Hm, viel inhaltliche Prüfung wäre das aber doch eher nicht: Welche Ablehnungsgründe werden geltend gemacht und wann sind diese (dem Ablehnungsantrag nach) entstanden. Wenn das Ablehnungsgesuch dann – obwohl es vorher möglich gewesen wäre (dabei müsste man natürlich einen Bedenkens- und Bearbeitungsspielraum berücksichtigen) – nicht vorab (beispielsweise per Post oder zumindest per Fax) gestellt wird, sondern der Verteidiger dann sehenden Auges (nur) für die persönliche Einreichung des Ablehnungsgesuchs von B nach K reist, spricht aus meiner Sicht viel dafür, ihm die Kosten dafür nicht zu erstatten. Eine entsprechende Auslegung der RVG-Normen ist m.A. nach auch möglich, zumal nach der Mail der Termin nicht stattgefunden hat, sondern nur verkündet wurde, er könne gerade nicht stattfinden (dann allerdings – was ich gerne zugebe – etwas inkonsequent, den anderen Beteiligten Erstattung zu gewähren).
Wollen Sie sagen, dass „Um 09.00 Uhr erschien sodann die Kammer im Sitzungsaal. Alle setzten sich hin und der Vorsitzende teilte mit, dass ein Befangenheitsantrag auf der Geschäftsstelle abgegeben wurde und heute nicht verhandelt werden könne. Die Sitzung wurde unterbrochen.“ keine Hauptverhandlung = Termin ist/war?
Wobei ich natürlich nicht weiß, wie es im konkreten Fall lag und wann die Ablehnungsgründe entstanden sind, soll also keine Unterstellung in Richtung des Kollegen sein!
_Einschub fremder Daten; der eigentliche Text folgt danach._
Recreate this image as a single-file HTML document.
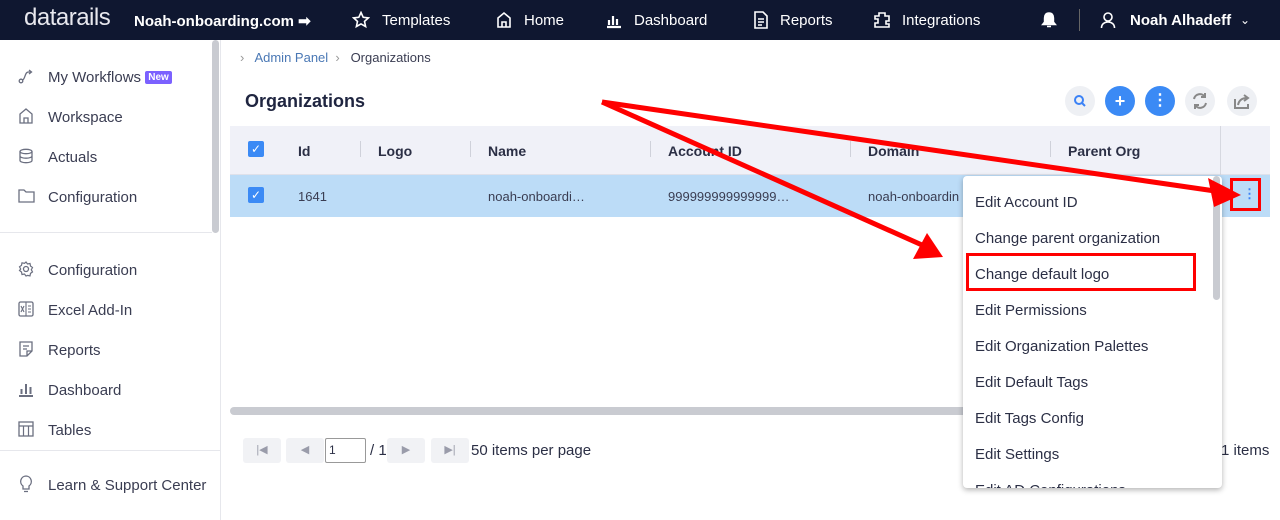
<!DOCTYPE html>
<html><head><style>
*{margin:0;padding:0;box-sizing:border-box}
body{width:1280px;height:520px;overflow:hidden;background:#fff;font-family:"Liberation Sans",sans-serif;color:#2b2f45;position:relative}
.top{position:absolute;left:0;top:0;width:1280px;height:40px;background:#0f1730;color:#fff}
.top span{position:absolute;top:12px;font-size:15px}
.top svg{position:absolute;top:11px}
.side{position:absolute;left:0;top:40px;width:221px;height:480px;border-right:1px solid #e6e7ec}
.si{position:absolute;left:48px;font-size:15px;color:#3a3d52}
.side svg{position:absolute;left:18px}
.abs{position:absolute}
.th{position:absolute;top:143px;font-size:14px;font-weight:bold;color:#2b2f45}
.sep{position:absolute;top:141px;width:1px;height:16px;background:#cfd1da}
.td{position:absolute;top:189px;font-size:13px;color:#3a3d52}
.mi{position:absolute;left:975px;font-size:15px;color:#2b2f45}
.btn{position:absolute;top:86px;width:30px;height:30px;border-radius:50%}
.pg{position:absolute;top:438px;height:25px;background:#f1f2f5;border-radius:3px;color:#9a9caa;font-size:11px;text-align:center;line-height:25px}
</style></head><body>
<div class="top">
<span style="left:24px;top:4px;font-size:24px;letter-spacing:-0.5px;color:#e8e8ee">datarails</span>
<span style="left:134px;font-weight:bold">Noah-onboarding.com ➡</span>
<svg style="left:352px" width="18" height="18" viewBox="0 0 18 18"><path d="M9 1.5l2.2 4.8 5.2.6-3.9 3.5 1.1 5.1L9 12.9l-4.6 2.6 1.1-5.1L1.6 6.9l5.2-.6z" fill="none" stroke="#fff" stroke-width="1.6"/></svg>
<span style="left:382px">Templates</span>
<svg style="left:496px" width="16" height="18" viewBox="0 0 16 18"><path d="M2 16V7l6-5 6 5v9H2zM6 16v-5h4v5" fill="none" stroke="#fff" stroke-width="1.6"/></svg>
<span style="left:524px">Home</span>
<svg style="left:605px" width="18" height="18" viewBox="0 0 18 18"><path d="M2 16h14M4 14V9M8 14V5M12 14V8" stroke="#fff" stroke-width="2.2"/></svg>
<span style="left:634px">Dashboard</span>
<svg style="left:753px" width="16" height="18" viewBox="0 0 16 18"><path d="M2 1h8l4 4v12H2zM5 8h6M5 11h6M5 14h4" fill="none" stroke="#fff" stroke-width="1.6"/></svg>
<span style="left:780px">Reports</span>
<svg style="left:873px" width="18" height="18" viewBox="0 0 18 18"><path d="M6 2h6v3h4v5h-3v3h3v3H2v-4h3V8H2V5h4z" fill="none" stroke="#fff" stroke-width="1.6"/></svg>
<span style="left:902px">Integrations</span>
<svg style="left:1041px" width="16" height="18" viewBox="0 0 16 18"><path d="M8 2c3 0 4.5 2 4.5 5v4l2 2.5h-13l2-2.5V7C3.5 4 5 2 8 2zM6 15.5h4" fill="#fff" stroke="#fff" stroke-width="1.4"/></svg>
<div class="abs" style="left:1079px;top:9px;width:1px;height:22px;background:#666"></div>
<svg style="left:1100px" width="16" height="18" viewBox="0 0 16 18"><circle cx="8" cy="6" r="4" fill="none" stroke="#fff" stroke-width="1.6"/><path d="M1.5 17c0-4 3-6 6.5-6s6.5 2 6.5 6" fill="none" stroke="#fff" stroke-width="1.6"/></svg>
<span style="left:1130px;font-weight:bold">Noah Alhadeff</span>
<span style="left:1240px;font-size:12px;top:13px">⌄</span>
</div>
<div class="side">
<svg style="top:28px" width="16" height="16" viewBox="0 0 16 16"><circle cx="3" cy="13" r="1.8" fill="none" stroke="#6b6f80" stroke-width="1.3"/><path d="M4.5 12c3-1 2-8 6-8h3M11 2l2.5 2-2.5 2" fill="none" stroke="#6b6f80" stroke-width="1.3"/></svg>
<div class="si" style="top:29px">My Workflows <span style="background:#7b61ff;color:#fff;font-size:10px;font-weight:bold;padding:1px 3px;border-radius:2px;vertical-align:2px">New</span></div>
<svg style="top:68px" width="16" height="16" viewBox="0 0 16 16"><path d="M2 15V6l6-5 6 5v9zM6 15v-5h4v5" fill="none" stroke="#6b6f80" stroke-width="1.3"/></svg>
<div class="si" style="top:69px">Workspace</div>
<svg style="top:108px" width="16" height="16" viewBox="0 0 16 16"><ellipse cx="8" cy="3.5" rx="6" ry="2.2" fill="none" stroke="#6b6f80" stroke-width="1.3"/><path d="M2 3.5v9c0 1.2 2.7 2.2 6 2.2s6-1 6-2.2v-9M2 8c0 1.2 2.7 2.2 6 2.2S14 9.2 14 8" fill="none" stroke="#6b6f80" stroke-width="1.3"/></svg>
<div class="si" style="top:109px">Actuals</div>
<svg style="top:148px" width="17" height="16" viewBox="0 0 17 16"><path d="M1 2h5l2 2h8v10H1z" fill="none" stroke="#6b6f80" stroke-width="1.3"/></svg>
<div class="si" style="top:149px">Configuration</div>
<div class="abs" style="left:0;top:192px;width:212px;height:1px;background:#e6e7ec"></div>
<div class="abs" style="left:212px;top:0;width:7px;height:193px;background:#c9cbd1;border-radius:4px"></div>
<svg style="top:221px" width="16" height="16" viewBox="0 0 16 16"><circle cx="8" cy="8" r="2.5" fill="none" stroke="#6b6f80" stroke-width="1.3"/><path d="M8 1l1.5 2 2.5-.5.5 2.5 2 1.5-1.2 2.2 1.2 2.2-2 1.5-.5 2.5-2.5-.5L8 15l-1.5-2-2.5.5-.5-2.5-2-1.5L2.7 8 1.5 5.8l2-1.5.5-2.5 2.5.5z" fill="none" stroke="#6b6f80" stroke-width="1.2"/></svg>
<div class="si" style="top:222px">Configuration</div>
<svg style="top:261px" width="16" height="16" viewBox="0 0 16 16"><rect x="1" y="1" width="14" height="14" rx="1.5" fill="none" stroke="#6b6f80" stroke-width="1.3"/><path d="M8 1v14M10 5h3M10 8h3M10 11h3M3 5l3 6M6 5l-3 6" fill="none" stroke="#6b6f80" stroke-width="1.1"/></svg>
<div class="si" style="top:262px">Excel Add-In</div>
<svg style="top:301px" width="16" height="16" viewBox="0 0 16 16"><path d="M2 1h12v9l-5 5H2zM5 5h6M5 8h4M9 15v-5h5" fill="none" stroke="#6b6f80" stroke-width="1.3"/></svg>
<div class="si" style="top:302px">Reports</div>
<svg style="top:341px" width="16" height="16" viewBox="0 0 16 16"><path d="M1 15h14M3.5 13V8M8 13V3M12.5 13V6" stroke="#6b6f80" stroke-width="2"/></svg>
<div class="si" style="top:342px">Dashboard</div>
<svg style="top:381px" width="16" height="16" viewBox="0 0 16 16"><rect x="1" y="1" width="14" height="14" fill="none" stroke="#6b6f80" stroke-width="1.3"/><path d="M1 5h14M5.5 5v10M10.5 5v10" stroke="#6b6f80" stroke-width="1.2"/></svg>
<div class="si" style="top:382px">Tables</div>
<div class="abs" style="left:0;top:410px;width:220px;height:1px;background:#e6e7ec"></div>
<svg style="top:435px" width="16" height="18" viewBox="0 0 16 18"><path d="M8 1a5.5 5.5 0 0 0-3 10v3h6v-3A5.5 5.5 0 0 0 8 1zM6 16.5h4" fill="none" stroke="#6b6f80" stroke-width="1.3"/></svg>
<div class="si" style="top:437px">Learn &amp; Support Center</div>
</div>
<div class="abs" style="left:240px;top:50px;font-size:13px;color:#999">›&nbsp;&nbsp; <span style="color:#4a78b5">Admin Panel</span> &nbsp;›&nbsp;&nbsp; <span style="color:#3a3d52">Organizations</span></div>
<div class="abs" style="left:245px;top:91px;font-size:18px;font-weight:bold;color:#1f2540">Organizations</div>
<div class="btn" style="left:1065px;background:#eef0f4"><svg width="30" height="30"><circle cx="14" cy="14" r="4" fill="none" stroke="#3b82f6" stroke-width="2"/><path d="M17 17l3 3" stroke="#3b82f6" stroke-width="2"/></svg></div>
<div class="btn" style="left:1105px;background:#3b8af5;color:#fff;text-align:center;line-height:30px;font-weight:bold;font-size:18px">+</div>
<div class="btn" style="left:1145px;background:#3b8af5;color:#fff;text-align:center;line-height:30px;font-weight:bold">⋮</div>
<div class="btn" style="left:1185px;background:#eef0f4"><svg width="30" height="30"><path d="M9 13a6 6 0 0 1 11-2M21 17a6 6 0 0 1-11 2" fill="none" stroke="#888" stroke-width="2"/><path d="M20 7v4h-4M10 23v-4h4" fill="none" stroke="#888" stroke-width="2"/></svg></div>
<div class="btn" style="left:1227px;background:#eef0f4"><svg width="30" height="30"><path d="M8 13v9h13v-4" fill="none" stroke="#888" stroke-width="2"/><path d="M11 19c1-5 4-7 9-7M17 9l4 3-4 3" fill="none" stroke="#888" stroke-width="2"/></svg></div>
<div class="abs" style="left:230px;top:126px;width:1040px;height:49px;background:#f0f1f8;border-bottom:1px solid #dfe1ea"></div>
<div class="abs" style="left:1220px;top:126px;width:1px;height:90px;background:#d6d8e0"></div>
<div class="abs" style="left:248px;top:141px;width:16px;height:16px;background:#3b8af5;border-radius:2px;color:#fff;font-size:12px;text-align:center;line-height:16px">✓</div>
<div class="th" style="left:298px">Id</div><div class="sep" style="left:360px"></div>
<div class="th" style="left:378px">Logo</div><div class="sep" style="left:470px"></div>
<div class="th" style="left:488px">Name</div><div class="sep" style="left:650px"></div>
<div class="th" style="left:668px">Account ID</div><div class="sep" style="left:850px"></div>
<div class="th" style="left:868px">Domain</div><div class="sep" style="left:1050px"></div>
<div class="th" style="left:1068px">Parent Org</div>
<div class="abs" style="left:230px;top:175px;width:1040px;height:42px;background:#bcdcf7"></div>
<div class="abs" style="left:248px;top:187px;width:16px;height:16px;background:#3b8af5;border-radius:2px;color:#fff;font-size:12px;text-align:center;line-height:16px">✓</div>
<div class="td" style="left:298px">1641</div>
<div class="td" style="left:488px">noah-onboardi…</div>
<div class="td" style="left:668px">999999999999999…</div>
<div class="td" style="left:868px">noah-onboardin</div>
<div class="abs" style="left:1243px;top:186px;color:#3b82f6;font-weight:bold;font-size:13px">⋮</div>
<div class="abs" style="left:1230px;top:178px;width:31px;height:33px;border:3px solid #f00"></div>
<div class="abs" style="left:230px;top:407px;width:740px;height:8px;background:#c9cbd1;border-radius:4px"></div>
<div class="pg" style="left:243px;width:38px">|◀</div>
<div class="pg" style="left:286px;width:38px">◀</div>
<div class="abs" style="left:325px;top:438px;width:41px;height:25px;border:1px solid #999;border-radius:2px;font-size:12px;padding:4px 3px">1</div>
<div class="abs" style="left:370px;top:442px;font-size:15px">/ 1</div>
<div class="pg" style="left:387px;width:38px">▶</div>
<div class="pg" style="left:431px;width:38px">▶|</div>
<div class="abs" style="left:471px;top:442px;font-size:15px">50 items per page</div>
<div class="abs" style="left:1221px;top:442px;font-size:15px">1 items</div>
<div class="abs" style="left:963px;top:176px;width:259px;height:312px;background:#fff;border-radius:4px;box-shadow:0 2px 6px rgba(0,0,0,.3);overflow:hidden">
<div class="abs" style="left:250px;top:0;width:7px;height:124px;background:#c9cbd1;border-radius:4px"></div>
</div>
<div class="mi" style="top:194px">Edit Account ID</div>
<div class="mi" style="top:230px">Change parent organization</div>
<div class="mi" style="top:266px">Change default logo</div>
<div class="abs" style="left:966px;top:253px;width:230px;height:38px;border:3px solid #f00"></div>
<div class="mi" style="top:302px">Edit Permissions</div>
<div class="mi" style="top:338px">Edit Organization Palettes</div>
<div class="mi" style="top:374px">Edit Default Tags</div>
<div class="mi" style="top:410px">Edit Tags Config</div>
<div class="mi" style="top:446px">Edit Settings</div>
<div class="abs" style="left:963px;top:476px;width:259px;height:12px;overflow:hidden"><div style="position:absolute;left:12px;top:6px;font-size:15px">Edit AD Configurations</div></div>
<svg class="abs" style="left:0;top:0" width="1280" height="520">
<line x1="602" y1="102" x2="1215" y2="191" stroke="#f00" stroke-width="5"/>
<polygon points="1241,195 1208,178 1214,207" fill="#f00"/>
<line x1="602" y1="102" x2="922" y2="245" stroke="#f00" stroke-width="5"/>
<polygon points="943,257 927,233 913,259" fill="#f00"/>
</svg>
</body></html>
Ein Termin war es wohl, aber ein solcher, für den die Kosten (wenn die geschilderte Konstellation vorgelegen haben sollte; jedenfalls die Reisekosten) nur aufgrund der nahezu willkürlich späten (nicht verspäteten) Geltendmachung der Ablehnungsgründe entstanden sind. Ob im Gebührenrecht Kürzungen über solche „allgemeinen Billigkeitserwägungen“ möglich sind, kann ich – da kenne ich mich zu wenig aus – nicht beurteilen. Das Ergebnis – mag man es auch als „kreativ“ bezeichnen – wäre aber (falls es sich um diese Konstellation gehandelt hat) sicher nicht „ungerecht“.
Nicht nur „kreativ“, sondern m.E. falsch, da damit nämlich schon ein Abstrafen des Verteidigers wegen des Zeitpunkts der Antragstellung erfolgt. Was wäre denn anders, wenn der Verteidiger den Antrag in der Hauptverhandlung gestellt hätte…. nichts, Oder wollen Sie ihm die TG dann auch nicht geben?
Mit den 5-vor-9-Anträgen wird doch von sog. „aktiven“ Verteidigern i.a.R. gerade das Ziel verfolgt, den Terminstag platzen zu lassen oder zumindest den ersten Hauptverhandlungstag in der öffentlichen Wahrnehmung zu dominieren (vgl. Meyer-Goßner/Schmitt, § 29 StPO, Rn. 8). Daher finde ich den Gedanken, dass man für einen auf diese Weise sabotierten Termin, um dessen Verhinderung es doch gerade geht, nicht auch noch eine Terminsgebühr einschiebt, jedenfalls nicht völlig abwegig.
Vielleicht setzt sich ja die analoge Anwendung des § 29 Abs. 2 StPO durch. Dann hat dieses Affentheater ein Ende, und es fällt unstreitig eine Terminsgebühr an. Alle werden zufrieden sein. 🙂
Der Kollege schreibt ja, dass der Nebenklagevertreter und die Verteidiger der Mitangeklagten die Terminsgebühr „erhalten“ haben. Also geht doch die Rechtspflegerin offensichtlich davon aus, dass ein HVT stattgefunden hat. Wie man dann willkürfrei begründen will, dass der Kollege keine TG bekommt, erschließt sich mir nicht.
Im Übrigen: Die Kammer hätte ja trotz Ablehnungsantrag (zunächst) weiterverhandeln können, vgl. § 29 Abs. 2 StPO.